Premised that we use the following symbols, for the integral and fractional part and for modulus
$$
\begin{gathered}
  x = \left\lfloor x \right\rfloor  + \left\{ x \right\} \hfill \\
  \frac{x}
{t} = \left\lfloor {\frac{x}
{t}} \right\rfloor  + \left\{ {\frac{x}
{t}} \right\} \hfill \\
  x = t\left\lfloor {\frac{x}
{t}} \right\rfloor  + t\left\{ {\frac{x}
{t}} \right\} = t\left\lfloor {\frac{x}
{t}} \right\rfloor  + x\bmod t \hfill \\ 
\end{gathered} 
$$
then


*

*Upper bound for $N$
Clearly we must have $N a b \leqslant nm$, i.e.
$$ \bbox[lightyellow]{ 
N \leqslant \left\lfloor {\frac{{n\,m}}
{{a\,b}}} \right\rfloor  = \left\lfloor {\,\frac{{n\,m/\gcd (nm,ab)}}
{{a\,b/\gcd (nm,ab)}}} \right\rfloor  = \left\lfloor {\frac{{n'\,}}
{{a'}}\,\frac{{m'}}
{{b'}}} \right\rfloor
 \tag {1}  \\
}
$$
This also indicates an equivalence in the problem when the parameters are scaled so as to keep the ratio $(nm)/(ab)$ constant,
and that we can always reduce the parameters and get $n$ and $m$ be coprime vs. $a$ and vs. $b$.
But, geometrically speaking, the down-scaling looks to be applicable only if  $max(a',b') \leqslant min(n',m')$.
An example is given in this sketch
 

*Equivalence under rotation, reflection
Clearly the problem does not change under rotation or reflection.

*"Cross histogram"
Consider to take a horizontal scan and to record, per each unit row, the number of layers of horizontal dimension $a$ and $b$ traversed.
Let's do the same on a vertical scan.

Clearly, every $b$ counts for a layer of width $a$ in one direction will correspond to $a$ counts for $b$ in the other direction.
And viceversa.

*Conclusions
Condensing all the considerations above we are led to claim the following:
a)  Among the various possible partitions of $m$ and $n$ (in case $n'$, $m'$) as a linear combination of $a$ and $b$,
with non-negative integral coefficients, as
$$ \bbox[lightyellow] {
\left\{ \begin{gathered}
  n = n_{\,a} a + n_{\,b} b + n_{\,r}  \hfill \\
  m = m_{\,a} a + m_{\,b} b + m_{\,r}  \hfill \\ 
\end{gathered}  \right.
\tag {2} }$$
we shall choose those which, while giving minimal remainder
($n_r,m_r$), also assure best symmetry around $n/2$,$m/2$, that is
$$ \bbox[lightyellow] {
\left\{ \begin{gathered}
  n_{\,a} a \approx n/2 \approx n_{\,b} b \hfill \\
  m_{\,a} a \approx m/2 \approx m_{\,b} b \hfill \\ 
\end{gathered}  \right.
\tag {3} }$$
b) Note that the above goal of symmetry is to be achieved globally on $n$ and $m$, so that it happens that we shall compromise
somehow on one of the parameters, to keep  the best on the other.  When that happens, for the 
unbalanced parameter we are asked to choose two partions on the opposite sides of the symmetry, so that they make an optimal one 
on average, in case inserting a remainder if necessary (re. to the case $n=4,m=5$ in the first sketch).
So, practically, we are determining a pair of partitions for each parameter.
c) The above situation can be faced when $n,m$ are relatively small with respect to $a,b$. When they are much larger than $a,b$
then a partion (or two on average) close to symmetry can be found for both.  
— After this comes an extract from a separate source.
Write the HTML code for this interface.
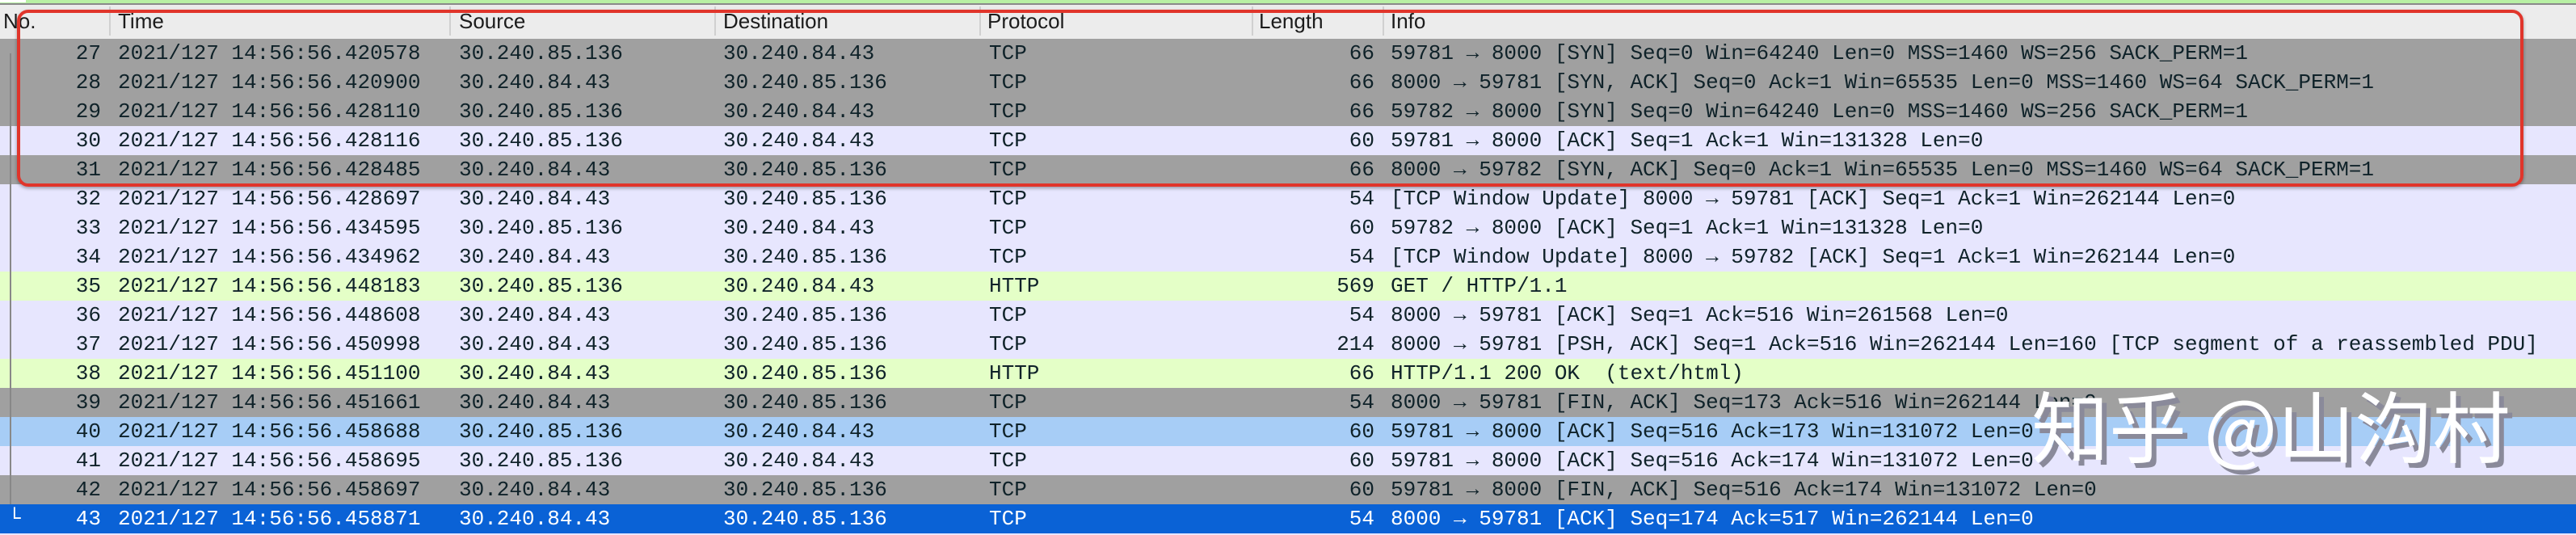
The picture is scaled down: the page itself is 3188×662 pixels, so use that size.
<!DOCTYPE html>
<html><head><meta charset="utf-8"><style>
html,body{margin:0;padding:0;}
body{width:3188px;height:662px;overflow:hidden;background:#e7e6fe;position:relative;font-family:"Liberation Mono",monospace;}
.top{position:absolute;left:0;top:0;width:3188px;height:4px;background:#b8f0a4;}
.top2{position:absolute;left:0;top:4px;width:3188px;height:2px;background:#8a8a8a;}
.wbox{position:absolute;left:0;top:0;width:32px;height:3px;background:#fff;}
.hdr{position:absolute;left:0;top:6px;width:3188px;height:42px;background:#ececec;font-family:"Liberation Sans",sans-serif;font-size:26px;color:#1c1c1c;}
.hdr span{position:absolute;top:5px;}
.hdr i{position:absolute;top:2px;width:2px;height:36px;background:#d0d0d0;}
.row{position:absolute;left:0;width:3188px;height:36px;font-size:26px;line-height:36px;color:#0f2229;white-space:pre;}
.row span{position:absolute;top:0;}
.g{background:#a0a0a0;}.l{background:#e7e6fe;}.h{background:#e4ffc7;}.b{background:#a7cdf6;}.s{background:#0a62d6;color:#fff;}
.no{right:3063px;text-align:right;}
.len{right:1487px;text-align:right;}
.box{position:absolute;left:21px;top:12px;width:3094px;height:211px;border:4px solid #e0352b;border-radius:14px;box-shadow:0 2px 4px rgba(0,0,0,.35);}
.vl{position:absolute;left:12px;top:66px;width:2px;height:558px;background:#888;}
.wm{position:absolute;left:2514px;top:468px;font-family:"Noto Sans CJK SC",sans-serif;font-size:96px;line-height:112px;color:#fff;text-shadow:6px 6px 0 #8a8a9a;white-space:nowrap;}
</style></head><body>
<div class="top"></div><div class="top2"></div><div class="wbox"></div>
<div class="hdr">
<span style="left:4px">No.</span><i style="left:135px"></i>
<span style="left:146px">Time</span><i style="left:556px"></i>
<span style="left:568px">Source</span><i style="left:884px"></i>
<span style="left:895px">Destination</span><i style="left:1212px"></i>
<span style="left:1222px">Protocol</span><i style="left:1549px"></i>
<span style="left:1558px">Length</span><i style="left:1711px"></i>
<span style="left:1721px">Info</span>
</div>

<div class="row g" style="top:48px"><span class="no">27</span><span style="left:146px">2021/127 14:56:56.420578</span><span style="left:568px">30.240.85.136</span><span style="left:895px">30.240.84.43</span><span style="left:1224px">TCP</span><span class="len">66</span><span style="left:1721px">59781 → 8000 [SYN] Seq=0 Win=64240 Len=0 MSS=1460 WS=256 SACK_PERM=1</span></div>
<div class="row g" style="top:84px"><span class="no">28</span><span style="left:146px">2021/127 14:56:56.420900</span><span style="left:568px">30.240.84.43</span><span style="left:895px">30.240.85.136</span><span style="left:1224px">TCP</span><span class="len">66</span><span style="left:1721px">8000 → 59781 [SYN, ACK] Seq=0 Ack=1 Win=65535 Len=0 MSS=1460 WS=64 SACK_PERM=1</span></div>
<div class="row g" style="top:120px"><span class="no">29</span><span style="left:146px">2021/127 14:56:56.428110</span><span style="left:568px">30.240.85.136</span><span style="left:895px">30.240.84.43</span><span style="left:1224px">TCP</span><span class="len">66</span><span style="left:1721px">59782 → 8000 [SYN] Seq=0 Win=64240 Len=0 MSS=1460 WS=256 SACK_PERM=1</span></div>
<div class="row l" style="top:156px"><span class="no">30</span><span style="left:146px">2021/127 14:56:56.428116</span><span style="left:568px">30.240.85.136</span><span style="left:895px">30.240.84.43</span><span style="left:1224px">TCP</span><span class="len">60</span><span style="left:1721px">59781 → 8000 [ACK] Seq=1 Ack=1 Win=131328 Len=0</span></div>
<div class="row g" style="top:192px"><span class="no">31</span><span style="left:146px">2021/127 14:56:56.428485</span><span style="left:568px">30.240.84.43</span><span style="left:895px">30.240.85.136</span><span style="left:1224px">TCP</span><span class="len">66</span><span style="left:1721px">8000 → 59782 [SYN, ACK] Seq=0 Ack=1 Win=65535 Len=0 MSS=1460 WS=64 SACK_PERM=1</span></div>
<div class="row l" style="top:228px"><span class="no">32</span><span style="left:146px">2021/127 14:56:56.428697</span><span style="left:568px">30.240.84.43</span><span style="left:895px">30.240.85.136</span><span style="left:1224px">TCP</span><span class="len">54</span><span style="left:1721px">[TCP Window Update] 8000 → 59781 [ACK] Seq=1 Ack=1 Win=262144 Len=0</span></div>
<div class="row l" style="top:264px"><span class="no">33</span><span style="left:146px">2021/127 14:56:56.434595</span><span style="left:568px">30.240.85.136</span><span style="left:895px">30.240.84.43</span><span style="left:1224px">TCP</span><span class="len">60</span><span style="left:1721px">59782 → 8000 [ACK] Seq=1 Ack=1 Win=131328 Len=0</span></div>
<div class="row l" style="top:300px"><span class="no">34</span><span style="left:146px">2021/127 14:56:56.434962</span><span style="left:568px">30.240.84.43</span><span style="left:895px">30.240.85.136</span><span style="left:1224px">TCP</span><span class="len">54</span><span style="left:1721px">[TCP Window Update] 8000 → 59782 [ACK] Seq=1 Ack=1 Win=262144 Len=0</span></div>
<div class="row h" style="top:336px"><span class="no">35</span><span style="left:146px">2021/127 14:56:56.448183</span><span style="left:568px">30.240.85.136</span><span style="left:895px">30.240.84.43</span><span style="left:1224px">HTTP</span><span class="len">569</span><span style="left:1721px">GET / HTTP/1.1</span></div>
<div class="row l" style="top:372px"><span class="no">36</span><span style="left:146px">2021/127 14:56:56.448608</span><span style="left:568px">30.240.84.43</span><span style="left:895px">30.240.85.136</span><span style="left:1224px">TCP</span><span class="len">54</span><span style="left:1721px">8000 → 59781 [ACK] Seq=1 Ack=516 Win=261568 Len=0</span></div>
<div class="row l" style="top:408px"><span class="no">37</span><span style="left:146px">2021/127 14:56:56.450998</span><span style="left:568px">30.240.84.43</span><span style="left:895px">30.240.85.136</span><span style="left:1224px">TCP</span><span class="len">214</span><span style="left:1721px">8000 → 59781 [PSH, ACK] Seq=1 Ack=516 Win=262144 Len=160 [TCP segment of a reassembled PDU]</span></div>
<div class="row h" style="top:444px"><span class="no">38</span><span style="left:146px">2021/127 14:56:56.451100</span><span style="left:568px">30.240.84.43</span><span style="left:895px">30.240.85.136</span><span style="left:1224px">HTTP</span><span class="len">66</span><span style="left:1721px">HTTP/1.1 200 OK  (text/html)</span></div>
<div class="row g" style="top:480px"><span class="no">39</span><span style="left:146px">2021/127 14:56:56.451661</span><span style="left:568px">30.240.84.43</span><span style="left:895px">30.240.85.136</span><span style="left:1224px">TCP</span><span class="len">54</span><span style="left:1721px">8000 → 59781 [FIN, ACK] Seq=173 Ack=516 Win=262144 Len=0</span></div>
<div class="row b" style="top:516px"><span class="no">40</span><span style="left:146px">2021/127 14:56:56.458688</span><span style="left:568px">30.240.85.136</span><span style="left:895px">30.240.84.43</span><span style="left:1224px">TCP</span><span class="len">60</span><span style="left:1721px">59781 → 8000 [ACK] Seq=516 Ack=173 Win=131072 Len=0</span></div>
<div class="row l" style="top:552px"><span class="no">41</span><span style="left:146px">2021/127 14:56:56.458695</span><span style="left:568px">30.240.85.136</span><span style="left:895px">30.240.84.43</span><span style="left:1224px">TCP</span><span class="len">60</span><span style="left:1721px">59781 → 8000 [ACK] Seq=516 Ack=174 Win=131072 Len=0</span></div>
<div class="row g" style="top:588px"><span class="no">42</span><span style="left:146px">2021/127 14:56:56.458697</span><span style="left:568px">30.240.84.43</span><span style="left:895px">30.240.85.136</span><span style="left:1224px">TCP</span><span class="len">60</span><span style="left:1721px">59781 → 8000 [FIN, ACK] Seq=516 Ack=174 Win=131072 Len=0</span></div>
<div class="row s" style="top:624px"><span style="left:10px">└</span><span class="no">43</span><span style="left:146px">2021/127 14:56:56.458871</span><span style="left:568px">30.240.84.43</span><span style="left:895px">30.240.85.136</span><span style="left:1224px">TCP</span><span class="len">54</span><span style="left:1721px">8000 → 59781 [ACK] Seq=174 Ack=517 Win=262144 Len=0</span></div>

<div class="vl"></div>
<div class="box"></div>
<div class="wm">知乎 @山沟村</div>
</body></html>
Therefrom a possible strategy seems to be as follows (you can follow the process on one of the sketches given)


*

*repart one side of the rectangle (e.g. $m$) according to one of its pair of partitions, putting first all the $a$'s, then the remainder, then the $b$'s;  

*following the perimeter, repart the contiguous side ($n$), this time starting with the $b$'s;

*pass to next side ($m$), and apply the remaining partition of the pair associated with $m$;

*same for the last side;

*expand the partition of the perimeter towards the inner part, as allowed


From the examples, it looks that it is possible to reach $N= \left\lfloor {\frac{{n\,m}}{{a\,b}}} \right\rfloor$ in "many" cases.